A Seaford nurse was arrested late last month in conjunction with a scheme that was meant to defraud Medicare and Medicaid of more than $800 million.

Kevin McMahon, 31, a registered nurse pleaded guilty in federal court to stealing the synthetic opioid fentanyl from the Nassau University Medical Center.

McMahon’s actions were part of a larger plot that was intended ultimately to defraud the hospital of more than $800 million in false claims.

Four New Yorkers joined McMahon in the dock, including two physicians, a pharmacist who had lost his license and a pharmacy owner. They were identified as Dr. Anna Steiner, 63, of Valaitie; Dr. Denny Martin,46, of New York City; and Andrew Barrett, 60, and Phyllis Pincus, 58, both of New City.

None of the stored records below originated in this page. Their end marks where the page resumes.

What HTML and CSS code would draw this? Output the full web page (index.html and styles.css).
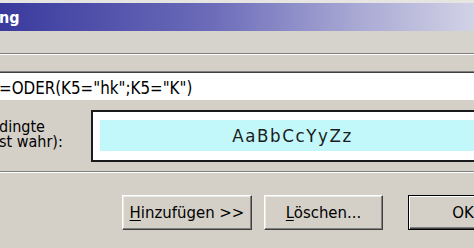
FILE: index.html
```html
<!DOCTYPE html>
<html lang="de">
<head>
<meta charset="utf-8">
<title>Bedingte Formatierung</title>
<link rel="stylesheet" href="styles.css">
</head>
<body>
<div class="window">
  <div class="frame-top"></div>
  <div class="titlebar"><span class="title">ng</span></div>
  <div class="band"></div>
  <div class="groove"></div>
  <div class="formula-row">
    <div class="formula">=ODER(K5="hk";K5="K")</div>
  </div>
  <div class="preview-row">
    <div class="preview-label">dingte<br>st wahr):</div>
    <div class="preview-box">
      <div class="preview-sample">AaBbCcYyZz</div>
    </div>
  </div>
  <div class="groove groove-lower"></div>
  <div class="buttons">
    <button class="btn btn-add"><u>H</u>inzufügen &gt;&gt;</button>
    <button class="btn btn-del"><u>L</u>öschen...</button>
    <button class="btn btn-ok">OK</button>
  </div>
</div>
</body>
</html>
```

FILE: styles.css
```css
html, body {
  margin: 0;
  padding: 0;
}
body {
  width: 474px;
  height: 248px;
  overflow: hidden;
  background: #d4d0c8;
  font-family: "DejaVu Sans Condensed", "DejaVu Sans", sans-serif;
  font-stretch: condensed;
  color: #000;
}
.window {
  width: 474px;
  height: 248px;
  overflow: hidden;
  background: #d4d0c8;
}
.frame-top {
  height: 3px;
  background: #e6e5e2;
}
.titlebar {
  height: 28px;
  background: linear-gradient(90deg, #3a3a9e 0%, #6c6cba 45%, #a8a8d4 75%, #d2d2e6 100%);
  display: flex;
  align-items: center;
}
.title {
  color: #fff;
  font-weight: bold;
  font-size: 16px;
  margin-left: -1px;
  margin-top: 1px;
}
.band {
  height: 22px;
  background: #d6d3cd;
}
.groove {
  height: 1px;
  background: #808080;
  border-bottom: 1px solid #ffffff;
}
.formula-row {
  padding-top: 16px;
}
.formula {
  height: 24px;
  background: #fff;
  border-top: 1px solid #808080;
  box-shadow: inset 0 1px 0 #404040;
  border-bottom: 1px solid #fff;
  padding-top: 3px;
  font-size: 16.8px;
  line-height: 26px;
  white-space: nowrap;
  margin-left: -1px;
  overflow: hidden;
}
.preview-row {
  display: flex;
  margin-top: 10px;
  height: 52px;
}
.preview-label {
  width: 92px;
  flex: none;
  font-size: 16px;
  line-height: 15px;
  padding-top: 8.5px;
  white-space: nowrap;
  margin-left: -1px;
}
.preview-box {
  flex: none;
  width: 400px;
  height: 52px;
  border: 2px solid #1a1a1a;
  background: #fff;
  padding: 8px 0 9px 7px;
  box-sizing: border-box;
  display: flex;
}
.preview-sample {
  width: 385px;
  height: 31px;
  flex: none;
  background: #c2f8fa;
  display: flex;
  align-items: center;
  justify-content: center;
  font-size: 18.5px;
  letter-spacing: 1.6px;
  color: #1c1c1c;
}
.groove-lower {
  margin-top: 9px;
}
.buttons {
  display: flex;
  margin-top: 22px;
  padding-left: 122px;
}
.btn {
  flex: none;
  height: 35px;
  box-sizing: border-box;
  background: #d4d0c8;
  font-family: inherit;
  font-stretch: condensed;
  font-size: 16.6px;
  color: #000;
  padding: 0;
  margin: 0;
  border: 1px solid;
  border-color: #ffffff #404040 #404040 #ffffff;
  box-shadow: inset -1px -1px 0 #808080, inset 1px 1px 0 #eceae4;
  white-space: nowrap;
}
.btn u {
  text-decoration-thickness: 1px;
  text-underline-offset: 2px;
}
.btn-add {
  width: 130px;
}
.btn-del {
  width: 119px;
  margin-left: 12px;
}
.btn-ok {
  width: 110px;
  margin-left: 25px;
  border: 1px solid #000;
  box-shadow: inset 1px 1px 0 #ffffff, inset -1px -1px 0 #404040, inset -2px -2px 0 #808080;
}
```
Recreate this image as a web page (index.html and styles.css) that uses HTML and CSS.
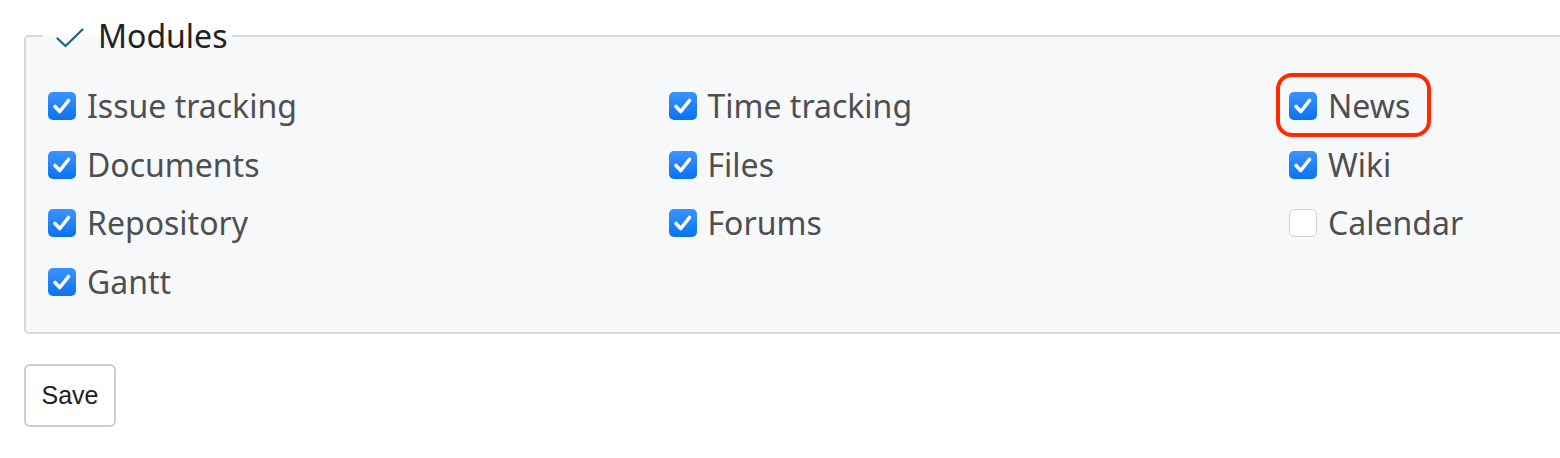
FILE: index.html
```html
<!DOCTYPE html>
<html>
<head>
<meta charset="utf-8">
<link rel="stylesheet" href="styles.css">
</head>
<body>
<div class="page">
  <fieldset class="modules">
    <legend class="legend">
      <svg class="legend-check" width="28" height="20" viewBox="0 0 28 20"><path d="M1.5 10.5 L9.5 18 L26.5 1.5" fill="none" stroke="#1f5f86" stroke-width="2.2" stroke-linecap="round" stroke-linejoin="round"/></svg>
      <span>Modules</span>
    </legend>
    <div class="grid">
      <label class="item"><span class="box on"><svg viewBox="0 0 28 28"><path d="M7 14.5 L11.8 19.5 L20.5 8.5" fill="none" stroke="#fff" stroke-width="3.6" stroke-linecap="round" stroke-linejoin="round"/></svg></span>Issue tracking</label>
      <label class="item"><span class="box on"><svg viewBox="0 0 28 28"><path d="M7 14.5 L11.8 19.5 L20.5 8.5" fill="none" stroke="#fff" stroke-width="3.6" stroke-linecap="round" stroke-linejoin="round"/></svg></span>Time tracking</label>
      <label class="item highlight"><span class="box on"><svg viewBox="0 0 28 28"><path d="M7 14.5 L11.8 19.5 L20.5 8.5" fill="none" stroke="#fff" stroke-width="3.6" stroke-linecap="round" stroke-linejoin="round"/></svg></span>News</label>
      <label class="item"><span class="box on"><svg viewBox="0 0 28 28"><path d="M7 14.5 L11.8 19.5 L20.5 8.5" fill="none" stroke="#fff" stroke-width="3.6" stroke-linecap="round" stroke-linejoin="round"/></svg></span>Documents</label>
      <label class="item"><span class="box on"><svg viewBox="0 0 28 28"><path d="M7 14.5 L11.8 19.5 L20.5 8.5" fill="none" stroke="#fff" stroke-width="3.6" stroke-linecap="round" stroke-linejoin="round"/></svg></span>Files</label>
      <label class="item"><span class="box on"><svg viewBox="0 0 28 28"><path d="M7 14.5 L11.8 19.5 L20.5 8.5" fill="none" stroke="#fff" stroke-width="3.6" stroke-linecap="round" stroke-linejoin="round"/></svg></span>Wiki</label>
      <label class="item"><span class="box on"><svg viewBox="0 0 28 28"><path d="M7 14.5 L11.8 19.5 L20.5 8.5" fill="none" stroke="#fff" stroke-width="3.6" stroke-linecap="round" stroke-linejoin="round"/></svg></span>Repository</label>
      <label class="item"><span class="box on"><svg viewBox="0 0 28 28"><path d="M7 14.5 L11.8 19.5 L20.5 8.5" fill="none" stroke="#fff" stroke-width="3.6" stroke-linecap="round" stroke-linejoin="round"/></svg></span>Forums</label>
      <label class="item"><span class="box off"></span>Calendar</label>
      <label class="item"><span class="box on"><svg viewBox="0 0 28 28"><path d="M7 14.5 L11.8 19.5 L20.5 8.5" fill="none" stroke="#fff" stroke-width="3.6" stroke-linecap="round" stroke-linejoin="round"/></svg></span>Gantt</label>
    </div>
  </fieldset>
  <button class="save">Save</button>
</div>
</body>
</html>
```
FILE: styles.css
```css
html, body {
  margin: 0;
  padding: 0;
  background: #ffffff;
  overflow: hidden;
}
.page {
  padding: 16px 0 0 24px;
  font-family: "Noto Sans", "Open Sans", sans-serif;
}
.modules {
  margin: 0;
  width: 1620px;
  box-sizing: border-box;
  border: 2px solid #d4d9e0;
  border-radius: 5px;
  background: #f7f8fa;
  padding: 20px 0 21px 22px;
  min-width: 0;
}
.legend {
  margin-left: -5px;
  padding: 0 5px 0 13px;
  display: flex;
  align-items: center;
  gap: 14px;
  font-size: 32px;
  line-height: 40px;
  color: #222;
}
.legend-check {
  display: block;
  margin-top: 3px;
}
.grid {
  display: grid;
  grid-template-columns: 620.5px 620.5px 620.5px;
  grid-auto-rows: 58.7px;
  align-items: center;
}
.item {
  position: relative;
  justify-self: start;
  display: inline-flex;
  align-items: center;
  height: 58.7px;
  gap: 11px;
  font-size: 32px;
  color: #4f4f4f;
}
.box {
  width: 28px;
  height: 28px;
  box-sizing: border-box;
  border-radius: 5px;
  flex: none;
  margin-top: 1px;
}
.box svg {
  display: block;
  width: 28px;
  height: 28px;
}
.box.on {
  background: linear-gradient(#3a94ff, #0a72f0);
}
.box.off {
  background: #fff;
  border: 1.5px solid #d3d3d3;
}
.highlight::after {
  content: "";
  position: absolute;
  left: -13px;
  right: -21px;
  top: -3px;
  bottom: -2px;
  border: 4px solid #ff2a00;
  border-radius: 16px;
}
.save {
  display: block;
  margin-top: 30px;
  width: 92px;
  height: 63px;
  background: #fff;
  border: 2px solid #cccccc;
  border-radius: 6px;
  font-family: "Liberation Sans", Arial, sans-serif;
  font-size: 25px;
  color: #222;
  padding: 0;
}
```
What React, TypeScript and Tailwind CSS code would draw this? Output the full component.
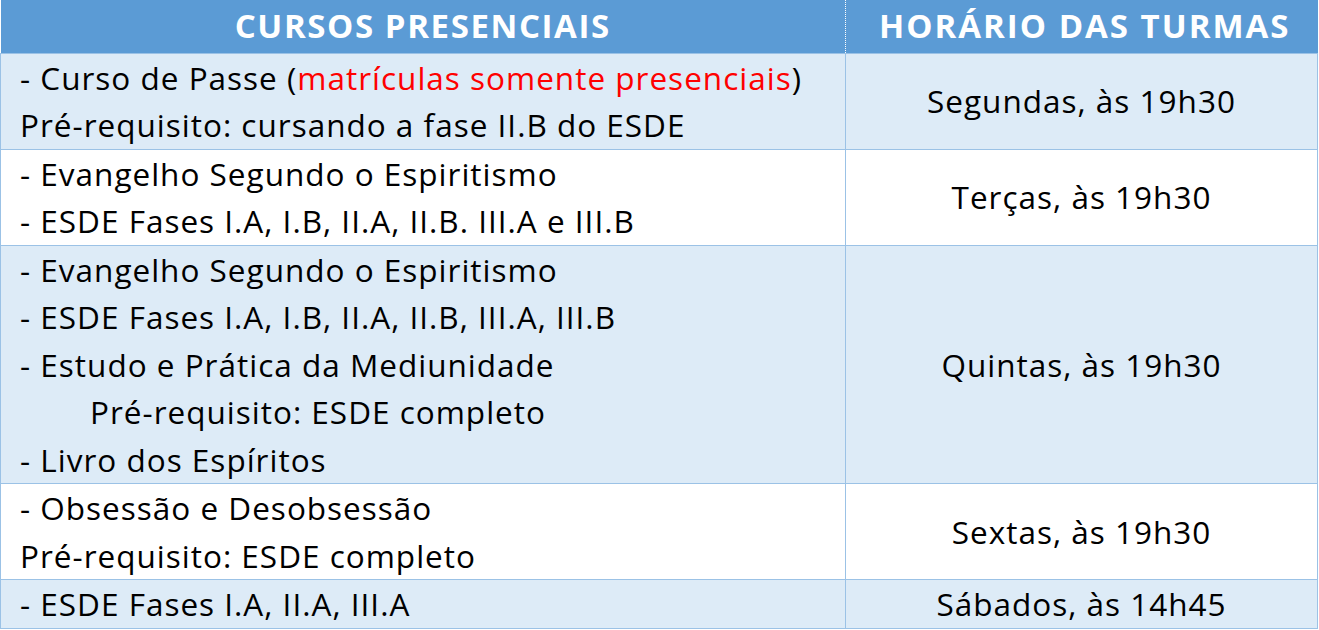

Steiner, a licensed anesthesiologist, was charged in what police described as a $17.4 million health care fraud scheme in which he would allegedly receive kickbacks in exchange for medical equipment, diagnostic tests that were unnecessary and prescription drugs. He was charged with health care fraud for his role in submitting false Medicare claims for procedures that were never performed.

Martin’s company submitted more than 3,000 false Medicare claims for home health and podiatry visits, beginning in 2015, according to prosecutors

Barrett, a pharmacist with previous convictions for health care fraud was barred from carrying out Medicare and Medicaid transactions as a condition of his parole. He allegedly conspired with Pincus, the owner of two New York pharmacies, to submit claims for drugs that were never given to patients.

“As alleged, defendants charged in the Eastern District of New York used fraud and deceit to steal Medicaid and Medicare funds meant to protect our elderly and most vulnerable residents,” U.S. Attorney Richard Donoghue said in a news release. “As this initiative demonstrates, we will continue t bring to justice those who defraud our nation’s health care programs.”

According to Brian Benczkowski, assistant attorney general of the Justice Department’s criminal division, doctors and other medical professionals who fraudulently bill federal health care programs are “robbing vulnerable patients of necessary medical care” and stealing from taxpayers.

“The medical professionals and others engaging in criminal behavior by peddling opioids for profit continue to fuel our nation’s drug crisis,” he said.